“We have delivered a great evening… and our team sucks.” – Paul Stanley
What’s become really interesting about the inaugural season of 4th and Loud, a reality show I like quite a lot (and perhaps add a few more points out of 10 than I should purely out of my love for the game of football) is just how bad the LA Kiss are during their own debut season as a franchise.
Here’s the thing: all expansion franchises are terrible at first, especially during their first season or two and often for many years. It makes perfect sense: expansion franchises are typically dealt scraps in the form of a expansion draft, and pair that together with a new coaching staff, a new system, new facilities, and players for the most part who have never played with one another before.

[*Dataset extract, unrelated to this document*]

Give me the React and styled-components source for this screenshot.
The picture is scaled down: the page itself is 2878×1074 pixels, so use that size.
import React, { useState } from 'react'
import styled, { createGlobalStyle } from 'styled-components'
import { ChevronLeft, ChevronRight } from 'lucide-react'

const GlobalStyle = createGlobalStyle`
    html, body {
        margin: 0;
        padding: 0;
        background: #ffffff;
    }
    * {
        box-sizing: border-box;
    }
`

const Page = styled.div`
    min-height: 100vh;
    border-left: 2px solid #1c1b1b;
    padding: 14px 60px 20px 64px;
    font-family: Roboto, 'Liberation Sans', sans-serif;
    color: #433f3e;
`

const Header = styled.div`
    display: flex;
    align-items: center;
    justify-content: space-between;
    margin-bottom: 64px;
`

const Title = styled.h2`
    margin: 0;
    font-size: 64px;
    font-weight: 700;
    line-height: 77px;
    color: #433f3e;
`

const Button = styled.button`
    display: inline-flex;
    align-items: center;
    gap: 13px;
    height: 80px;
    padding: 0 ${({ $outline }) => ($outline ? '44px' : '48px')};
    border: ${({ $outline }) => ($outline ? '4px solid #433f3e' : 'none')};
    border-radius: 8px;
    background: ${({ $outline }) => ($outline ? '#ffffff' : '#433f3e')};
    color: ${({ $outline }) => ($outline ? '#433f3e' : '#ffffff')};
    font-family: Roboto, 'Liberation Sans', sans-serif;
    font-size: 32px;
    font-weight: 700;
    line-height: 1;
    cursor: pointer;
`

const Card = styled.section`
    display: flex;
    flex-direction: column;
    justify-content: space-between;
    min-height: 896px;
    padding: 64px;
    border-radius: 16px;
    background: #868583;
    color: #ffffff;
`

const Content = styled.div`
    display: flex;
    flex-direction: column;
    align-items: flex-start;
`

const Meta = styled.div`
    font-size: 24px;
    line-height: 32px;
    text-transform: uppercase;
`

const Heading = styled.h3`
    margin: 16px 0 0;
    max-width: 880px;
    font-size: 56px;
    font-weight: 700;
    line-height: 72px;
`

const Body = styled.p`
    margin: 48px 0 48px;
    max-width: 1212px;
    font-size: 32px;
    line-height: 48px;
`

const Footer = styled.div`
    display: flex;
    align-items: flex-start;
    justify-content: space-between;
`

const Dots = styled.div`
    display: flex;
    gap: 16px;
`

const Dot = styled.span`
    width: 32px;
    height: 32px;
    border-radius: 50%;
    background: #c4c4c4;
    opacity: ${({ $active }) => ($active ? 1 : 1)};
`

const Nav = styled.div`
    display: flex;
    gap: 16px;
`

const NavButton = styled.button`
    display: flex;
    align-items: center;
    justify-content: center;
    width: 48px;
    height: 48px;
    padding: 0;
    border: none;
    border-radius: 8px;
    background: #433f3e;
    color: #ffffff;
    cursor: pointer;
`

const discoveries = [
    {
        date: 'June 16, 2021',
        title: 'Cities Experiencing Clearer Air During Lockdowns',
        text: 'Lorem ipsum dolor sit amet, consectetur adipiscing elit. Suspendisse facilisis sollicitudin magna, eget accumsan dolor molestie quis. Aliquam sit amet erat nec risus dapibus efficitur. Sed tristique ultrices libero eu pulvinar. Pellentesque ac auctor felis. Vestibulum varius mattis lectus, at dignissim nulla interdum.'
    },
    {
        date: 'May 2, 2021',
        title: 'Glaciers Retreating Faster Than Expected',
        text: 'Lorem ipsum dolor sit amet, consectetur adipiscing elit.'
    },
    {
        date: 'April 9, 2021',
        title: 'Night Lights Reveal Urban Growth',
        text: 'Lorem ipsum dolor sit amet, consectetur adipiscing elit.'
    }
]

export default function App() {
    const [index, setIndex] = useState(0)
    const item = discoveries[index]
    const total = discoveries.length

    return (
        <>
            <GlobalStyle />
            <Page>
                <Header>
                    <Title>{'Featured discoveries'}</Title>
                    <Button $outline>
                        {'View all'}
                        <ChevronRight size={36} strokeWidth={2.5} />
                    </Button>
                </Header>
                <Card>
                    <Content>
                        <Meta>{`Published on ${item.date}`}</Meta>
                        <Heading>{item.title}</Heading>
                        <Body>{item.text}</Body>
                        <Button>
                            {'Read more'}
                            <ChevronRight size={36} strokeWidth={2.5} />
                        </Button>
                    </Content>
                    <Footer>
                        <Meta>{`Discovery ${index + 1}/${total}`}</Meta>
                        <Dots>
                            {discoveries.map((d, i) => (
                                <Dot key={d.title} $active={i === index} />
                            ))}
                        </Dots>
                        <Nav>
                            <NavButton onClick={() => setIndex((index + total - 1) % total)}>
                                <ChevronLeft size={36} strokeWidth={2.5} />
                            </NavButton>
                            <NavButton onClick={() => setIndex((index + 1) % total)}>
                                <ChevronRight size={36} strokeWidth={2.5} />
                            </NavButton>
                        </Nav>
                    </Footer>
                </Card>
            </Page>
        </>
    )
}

So it’s especially juicy that LA Kiss co-owners Brett Bouchy and Doc McGhee and president Schuyler Hoversten are so wildly unrealistic about the prospects of their brand new team winning the Arena Football championship in their very season. It makes for a delicious combination of reality show tension meets real life you-almost-can’t-make-this-stuff-up comedy.

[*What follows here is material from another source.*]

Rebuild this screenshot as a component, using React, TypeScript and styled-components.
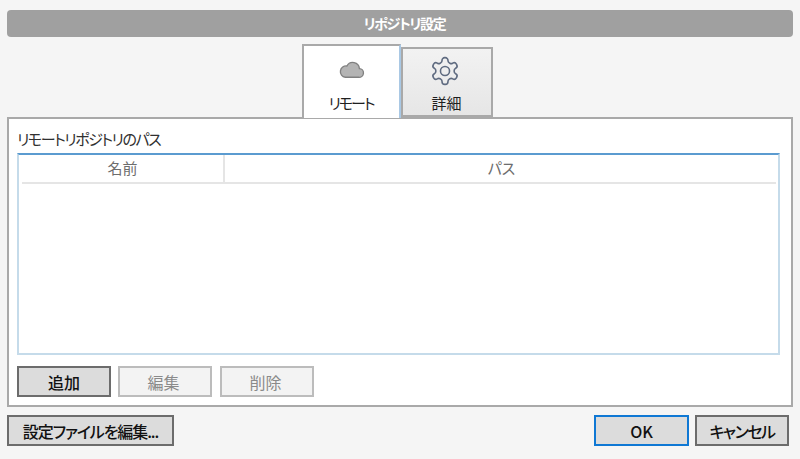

Note that I’m not calling out the far more famous LA Kiss co-owners (and they who loan their legendary band/brand to the team mascot), Gene Simmons and Paul Stanley, in this regard. I actually have been impressed with their interest and involvement with the team, and their little pep talk to a reeling team during “Changing of the Guard” was admirable. Head Coach Bob McMillen’s grumbling during said speech, on the other hand, was not.

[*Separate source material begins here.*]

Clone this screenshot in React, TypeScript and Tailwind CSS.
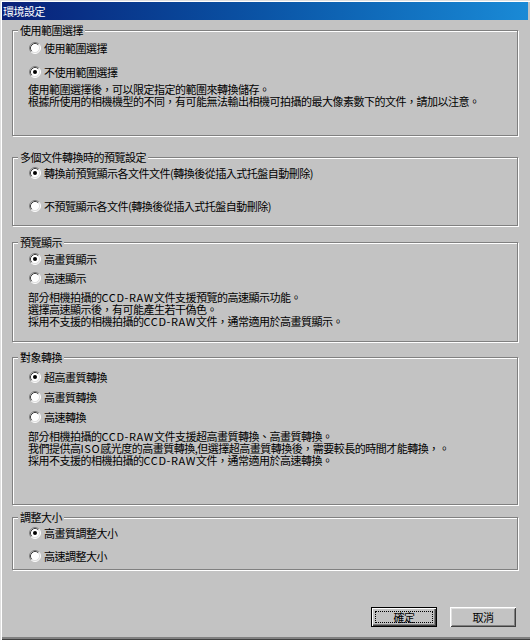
import React from "react";

const Radio = ({ checked }: { checked?: boolean }) => (
  <svg width="12" height="12" viewBox="0 0 12 12" className="shrink-0">
    <circle cx="6" cy="6" r="5" fill="#ffffff" />
    <path d="M2.11 9.89 A5.5 5.5 0 0 1 9.89 2.11" stroke="#808080" strokeWidth="1" fill="none" />
    <path d="M9.89 2.11 A5.5 5.5 0 0 1 2.11 9.89" stroke="#ffffff" strokeWidth="1" fill="none" />
    <path d="M2.82 9.18 A4.5 4.5 0 0 1 9.18 2.82" stroke="#404040" strokeWidth="1" fill="none" />
    <path d="M9.18 2.82 A4.5 4.5 0 0 1 2.82 9.18" stroke="#dfdfdf" strokeWidth="1" fill="none" />
    {checked && <circle cx="6" cy="6" r="2" fill="#000000" />}
  </svg>
);

const Row = ({ checked, children, mt }: { checked?: boolean; children: React.ReactNode; mt: string }) => (
  <div className={`flex h-[16px] items-center gap-[3px] ml-[16px] ${mt}`}>
    <Radio checked={checked} />
    <span className="text-[11px] leading-[12px] tracking-[-0.5px] whitespace-nowrap">{children}</span>
  </div>
);

const Para = ({ lines, mt }: { lines: React.ReactNode[]; mt: string }) => (
  <div className={`ml-[15px] text-[11px] leading-[12px] tracking-[-0.5px] ${mt}`}>
    {lines.map((l, i) => (
      <div key={i} className="whitespace-nowrap">
        {l}
      </div>
    ))}
  </div>
);

const Group = ({ title, h, mt, children }: { title: string; h: string; mt: string; children: React.ReactNode }) => (
  <div
    className={`mx-[12px] box-border border border-[#808080] shadow-[1px_1px_0_#ffffff,inset_1px_1px_0_#ffffff] ${h} ${mt}`}
  >
    <div className="-mt-[7px] ml-[5px] w-fit bg-[#c3c3c3] px-[2px] text-[11px] leading-[12px] tracking-[-0.5px] whitespace-nowrap">
      {title}
    </div>
    {children}
  </div>
);

const L = ({ children }: { children: React.ReactNode }) => (
  <span className="tracking-[0.6px]">{children}</span>
);

export default function App() {
  return (
    <div className="w-[530px] h-[640px] bg-[#c3c3c3] text-black font-['Noto_Sans_CJK_TC','Noto_Sans',sans-serif] shadow-[inset_1px_1px_0_#dfdfdf,inset_2px_2px_0_#ffffff,inset_0_-1px_0_#404040,inset_0_-3px_0_#808080] flex flex-col pt-[2px] px-[2px] overflow-hidden">
      <div className="h-[18px] bg-gradient-to-r from-[#0a1f78] to-[#1a8ad6] flex items-center pl-[1px]">
        <span className="text-white text-[11px] leading-[12px] tracking-[-0.5px]">環境設定</span>
      </div>
      <div className="flex flex-col -mx-[2px]">
        <Group title="使用範圍選擇" h="h-[106px]" mt="mt-[10px]">
          <Row mt="mt-[4px]">使用範圍選擇</Row>
          <Row checked mt="mt-[8px]">不使用範圍選擇</Row>
          <Para
            mt="mt-[3px]"
            lines={[
              "使用範圍選擇後，可以限定指定的範圍來轉換儲存。",
              "根據所使用的相機機型的不同，有可能無法輸出相機可拍攝的最大像素數下的文件，請加以注意。",
            ]}
          />
        </Group>
        <Group title="多個文件轉換時的預覽設定" h="h-[69px]" mt="mt-[21px]">
          <Row checked mt="mt-[2px]">轉換前預覽顯示各文件文件(轉換後從插入式托盤自動刪除)</Row>
          <Row mt="mt-[17px]">不預覽顯示各文件(轉換後從插入式托盤自動刪除)</Row>
        </Group>
        <Group title="預覽顯示" h="h-[100px]" mt="mt-[16px]">
          <Row checked mt="mt-[3px]">高畫質顯示</Row>
          <Row mt="mt-[3px]">高速顯示</Row>
          <Para
            mt="mt-[5px]"
            lines={[
              <>部分相機拍攝的<L>CCD-RAW</L>文件支援預覽的高速顯示功能。</>,
              "選擇高速顯示後，有可能產生若干偽色。",
              <>採用不支援的相機拍攝的<L>CCD-RAW</L>文件，通常適用於高畫質顯示。</>,
            ]}
          />
        </Group>
        <Group title="對象轉換" h="h-[148px]" mt="mt-[15px]">
          <Row checked mt="mt-[6px]">超高畫質轉換</Row>
          <Row mt="mt-[4px]">高畫質轉換</Row>
          <Row mt="mt-[4px]">高速轉換</Row>
          <Para
            mt="mt-[5px]"
            lines={[
              <>部分相機拍攝的<L>CCD-RAW</L>文件支援超高畫質轉換、高畫質轉換。</>,
              <>我們提供高<L>ISO</L>感光度的高畫質轉換,但選擇超高畫質轉換後，需要較長的時間才能轉換，。</>,
              <>採用不支援的相機拍攝的<L>CCD-RAW</L>文件，通常適用於高速轉換。</>,
            ]}
          />
        </Group>
        <Group title="調整大小" h="h-[53px]" mt="mt-[12px]">
          <Row checked mt="mt-[2px]">高畫質調整大小</Row>
          <Row mt="mt-[7px]">高速調整大小</Row>
        </Group>
        <div className="mt-[37px] flex justify-end gap-[13px] pr-[14px]">
          <button className="w-[66px] h-[20px] box-border border border-black bg-[#c3c3c3] p-[3px] shadow-[inset_1px_1px_0_#ffffff,inset_-1px_-1px_0_#404040,inset_-2px_-2px_0_#808080]">
            <span className="flex h-full items-center justify-center border border-dotted border-black text-[11px] leading-[12px] tracking-[-0.5px]">
              確定
            </span>
          </button>
          <button className="w-[66px] h-[20px] box-border bg-[#c3c3c3] flex items-center justify-center text-[11px] leading-[12px] tracking-[-0.5px] shadow-[inset_1px_1px_0_#ffffff,inset_-1px_-1px_0_#404040,inset_2px_2px_0_#dfdfdf,inset_-2px_-2px_0_#808080]">
            取消
          </button>
        </div>
      </div>
    </div>
  );
}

As the squad is in the midst of a huge losing streak, veteran quarterback J.J. Raterink is booted in favor of super veteran (read = old) quarterback Aaron Garcia. Though as soon as he gets in the door, Bouchy and company immediately talk him up as a future offensive or head coach. Which implies that firing Raterink (who played very well in his final game with the Kiss) was a panic move more than anything else.
Now, a quick aside about Paul Stanley: every time he appears on camera, I’m struck by how professional and thoughtful the guy is (and you can’t help but recognize with Stanley and Simmons both: Kiss becoming one of the biggest bands in the world was no pure accident from a business and marketing perspective). But I’m also struck by the hilarious Dana Gould’s recent depiction of Stanley hanging out with a young relative at a Color Me Mine in Los Angeles, as told on The Adam Carolla Show podcast. It’s a loving and warm satire, but deeply funny and rather spot on with relation to Stanley’s vocal stylings.
A perfect segue and another aside (and why not?) to another Adam Carolla anecdote. The LA Kiss management brain trust at one point suggests giving away bobble heads as a ploy to bring in more fans to the stadium (and keep in mind this is on top of the go go dancers, shock and awe pyrotechnics, rock n’ roll aesthetic, and extreme sports performers that LA Kiss home games hurls at spectators). Gene Simmons, channeling the Ace Man in a nearly spine tingling way, retorts, “Do you really think bobble heads will bring in more fans?” Straight faced, a management executive replies, “Yes, I do.”
As the episode ends, Garcia drops his first game at quarterback as the LA Kiss tank to 2-7. Hopes of a first season championship are out the window, so if nothing else the first season of 4th and Loud is nowhere near the PR juggernaut for the team that the owners and management were hoping out its depiction on AMC.